User association and power allocation for UAV-assisted networks: A distributed reinforcement learning approach
Xin Guan, Yang Huang, Chao Dong, Qihui Wu
Abstract
Unmanned aerial vehicles (UAVs) can be employed as aerial base stations (BSs) due to their high mobility and flexible deployment. This paper focuses on a UAV-assisted wireless network, where users can be scheduled to get access to either an aerial BS or a terrestrial BS for uplink transmission. In contrast to state-of-the-art designs focusing on the instantaneous cost of the network, this paper aims at minimizing the long-term average transmit power consumed by the users by dynamically optimizing user association and power allocation in each time slot.
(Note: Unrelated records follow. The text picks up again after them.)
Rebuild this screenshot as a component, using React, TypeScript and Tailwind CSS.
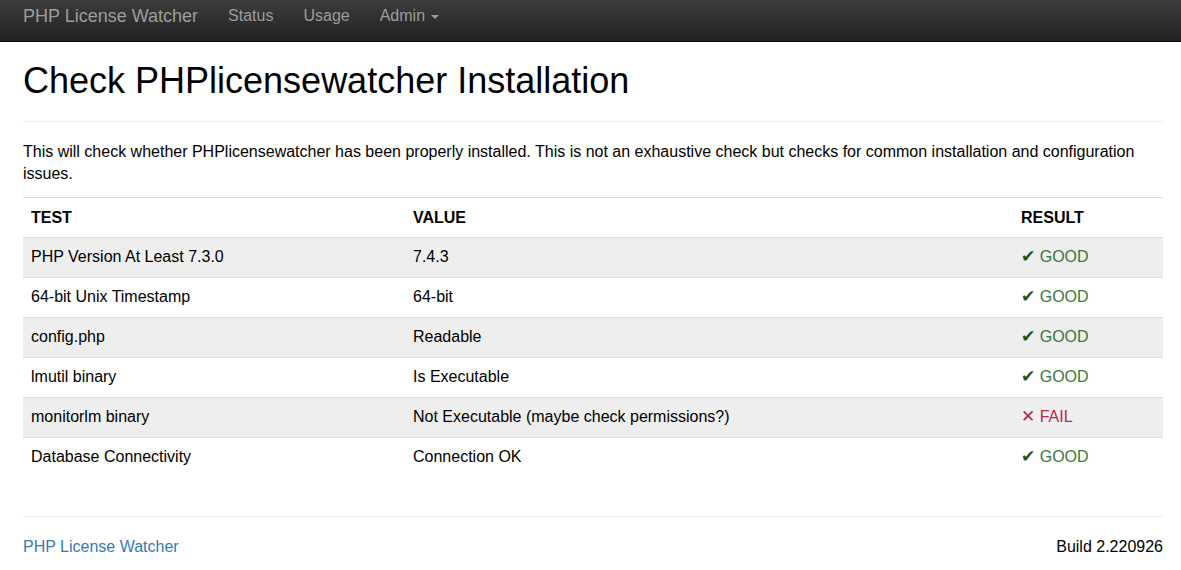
const rows: { test: string; value: string; ok: boolean }[] = [
  { test: "PHP Version At Least 7.3.0", value: "7.4.3", ok: true },
  { test: "64-bit Unix Timestamp", value: "64-bit", ok: true },
  { test: "config.php", value: "Readable", ok: true },
  { test: "lmutil binary", value: "Is Executable", ok: true },
  { test: "monitorlm binary", value: "Not Executable (maybe check permissions?)", ok: false },
  { test: "Database Connectivity", value: "Connection OK", ok: true },
];

export default function App() {
  return (
    <div className="min-h-[570px] bg-white text-black text-[16px] font-['Liberation_Sans',Arial,sans-serif]">
      {/* Navbar */}
      <nav className="h-[42px] bg-gradient-to-b from-[#3c3c3c] to-[#222] border-b border-[#080808]">
        <div className="flex pl-[8px] text-[#9d9d9d] leading-[22px] pt-[5px]">
          <a className="px-[15px] text-[18px]">PHP License Watcher</a>
          <a className="px-[15px]">Status</a>
          <a className="px-[15px]">Usage</a>
          <a className="px-[15px] flex items-center">
            Admin
            <span className="ml-[6px] mt-[2px] w-0 h-0 border-x-[4px] border-x-transparent border-t-[4px] border-t-[#9d9d9d]" />
          </a>
        </div>
      </nav>

      <div className="ml-[23px] w-[1140px]">
        <h1 className="mt-[19px] text-[36px] leading-[40px] h-[40px]">
          Check PHPlicensewatcher Installation
        </h1>
        <hr className="mt-[20px] border-t border-[#eee]" />

        <p className="mt-[19px] leading-[22px]">
          This will check whether PHPlicensewatcher has been properly installed. This is not an exhaustive check but
          checks for common installation and configuration issues.
        </p>

        <table className="mt-[12px] w-full border-collapse">
          <thead>
            <tr className="h-[40px] border-t border-[#ddd]">
              <th className="w-[382px] px-[8px] text-left font-bold">TEST</th>
              <th className="w-[608px] px-[8px] text-left font-bold">VALUE</th>
              <th className="px-[8px] text-left font-bold">RESULT</th>
            </tr>
          </thead>
          <tbody>
            {rows.map((r, i) => (
              <tr key={i} className={`h-[40px] border-t border-[#ddd] ${i % 2 === 0 ? "bg-[#eee]" : ""}`}>
                <td className="px-[8px] pb-[2px]">{r.test}</td>
                <td className="px-[8px] pb-[2px]">{r.value}</td>
                <td className="px-[8px] pb-[2px]">
                  {r.ok ? (
                    <span className="text-[#3c763d]">
                      <span className="text-[#1d5410] font-['DejaVu_Sans',sans-serif] text-[17px] leading-[16px]">✔</span> GOOD
                    </span>
                  ) : (
                    <span className="text-[#b8284a]">
                      <span className="font-bold font-['DejaVu_Sans',sans-serif] text-[17px] leading-[16px]">✕</span> FAIL
                    </span>
                  )}
                </td>
              </tr>
            ))}
          </tbody>
        </table>

        <hr className="mt-[38px] border-t border-[#eee]" />
        <footer className="flex justify-between mt-[19px] leading-[22px]">
          <a className="text-[#337ab7]">PHP License Watcher</a>
          <span>Build 2.220926</span>
        </footer>
      </div>
    </div>
  );
}
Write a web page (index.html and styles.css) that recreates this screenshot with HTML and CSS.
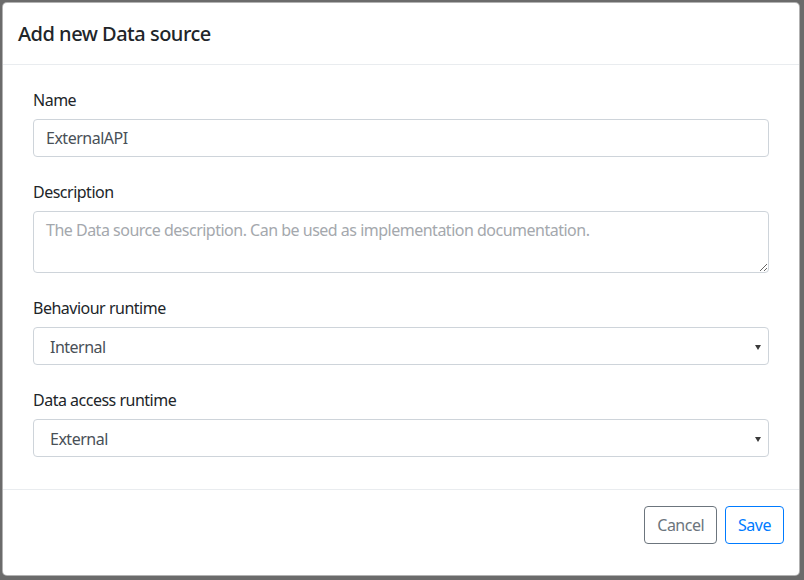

Such a joint user association scheduling and power allocation problem can be formulated as a Markov decision process (MDP). Unfortunately, solving such an MDP problem with the conventional relative value iteration (RVI) can suffer from the curses of dimensionality, in the presence of a large number of users. As a countermeasure, we propose a distributed RVI algorithm to reduce the dimension of the MDP problem, such that the original problem can be decoupled into multiple solvable small-scale MDP problems. Simulation results reveal that the proposed algorithm can yield lower long-term average transmit power consumption than both the conventional RVI algorithm and a baseline algorithm with myopic policies.